Digital Distraction and the Future of Connectedness

In the midst of writing about distraction I got distracted and forgot my train of thought. How fucked up is that?!

We need to fix the way we work on digital devices. Period. There has to be a better way than opening up a computer and trying to focus on the thoughts at hand, and doing everything we can not to click on email or twitter or an article or any other burning desire to click click click click react. Because that throws us off our game, and messes up our minds.

I don’t know scientifically how this process affects the human brain, but I have blind faith that somehow this phenomenon of clickhole-ing results in negative effects on our work ethics, attention spans, and abilities to focus on whatever task is laid out in front of us.

How many times have you gone out to dinner or drinks with your friends and all the do is text text text away with their thumbs while you sit there twiddling yours, waiting for their full attention? This feels like shit!

We need less time being distracted by devices and more time immersed in our surroundings and the people who are flowing by us throughout our everyday lives. Less time online dating and flirting by text message and more time finding random conversations with strangers. THOSE conversations are what lead to sparks and chemistry, not bullshit winky faces and “so what are your favorite bands?” messages sent at 1:34am on a Saturday.

Our generation of “digital natives” has grown up with some of the most amazing and truly revolutionary digital technologies available, and we’re quickly finding ways to become zombies with them through the glow of a screen and the tap of an icon.

Distractions, clickholes, bullshit late night conversations – these are negative effects of incredible technologies when they’re used without thought, awareness or mindfulness. Modern connected technologies open up our worlds in ways we never thought possible, empowering global citizens to access information, connect with others and create change in whatever areas they see fit. Strangers connect with strangers on a global scale. Everyone now has a global mouthpiece and bullhorn, for better or for worse. Everyone in the world can find a community to call home, regardless of where they live.

Yet all we’re doing are creating bullshit entertainment lists of 28 reasons you’re not good enough. 15 expensive items you’ll never own. 12562 cats that nobody gives a shit about.

What are we doing?!!? Why is there a constant need for engagement online? That word has taken on a negative meaning with most people – and don’t even get me started on “brand conversations!” WHO wants to talk with brands?! That’s not real. It’s all bullshit.

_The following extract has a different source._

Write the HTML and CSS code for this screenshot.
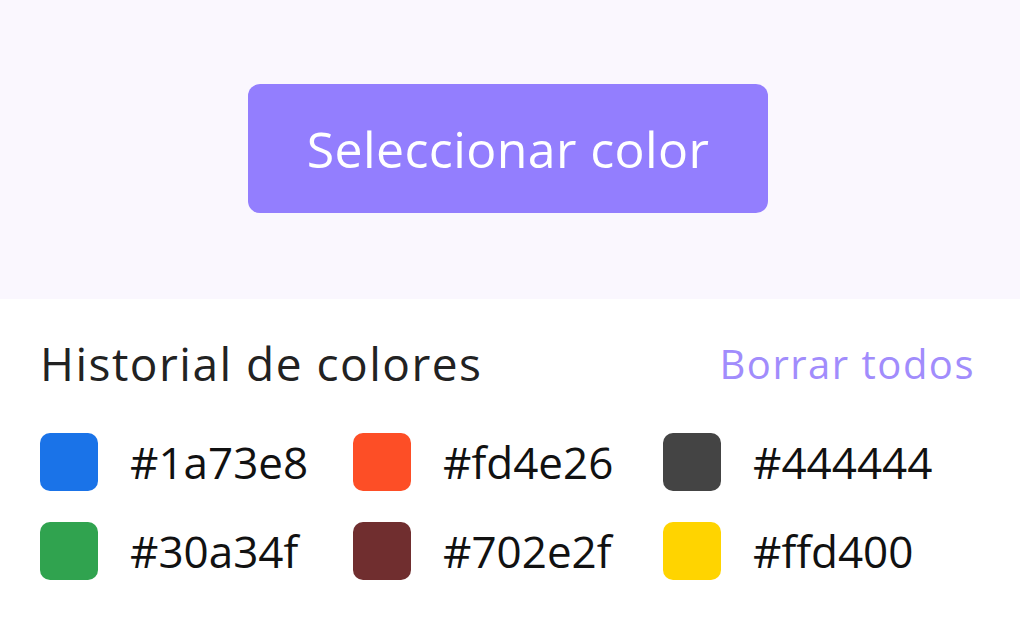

Social media and connected devices and data sensors are supposed to be used for creating change and making the world better, but the majority of culture is using them for the most ludicrous and ridiculous purposes, all with the driving idea that we need to “grow brand communities” and “increase engagement.” ENOUGH!

It’s time we stop being distracted. It’s time we live on our own accord and respond to inbound requests when we feel comfortable doing so; not when a notification pops up on our screen that says “DEAL WITH ME NOW!”

We as a society need to pay attention to how our always connected, constantly distracted habits are perceived by the person we call a friend sitting next to us. Yes it’s great that we can be connected to friends across the world, but sometimes we don’t need to have that conversation spread out over 4 days. And sometimes we don’t need to know what all our friends are doing on Saturday night when we’re stuck with our parents because they need attention too.

We’re creating a mess of digital seizures and honestly it’s tough to say what it looks like when we evolve out of it. But we must evolve. That’s the purpose of my ranting, writing, and exhaustive examples of digital narcissism and connected loneliness. When we’re always on a device we’re isolating ourselves from our immediate surroundings, which probably fuels the ongoing phenomenon of millennials being called the new “Lost Generation.”

It’s time we make a stand and learn to live in harmony with our digital devices, but not let them be the leading purpose for life.

Checking Facebook first thing in the morning and last thing before bed cannot be a healthy habit. It means you’re focused on other people and their lives, and not on yours. I’m not suggesting being selfish, but I do believe we should go to bed expressing gratitude and wake up feeling revived. When we start and end our day with other peoples’ agendas it’s near impossible to focus on our own thoughts, our own interests and our own inner driver.

Let’s start a revolution and take back life. I know there’s a way to live a fulfilling, meaningful life full of human connection and energy that still has the perks, benefits and conveniences of digital technologies. Believe me, I know. I’ve been infusing connected technologies into my life since I was a child.

This writing is all over the place, but it’s the beginning of a movement, and certainly not the last you’ll hear from me. I’m ready to make a stand.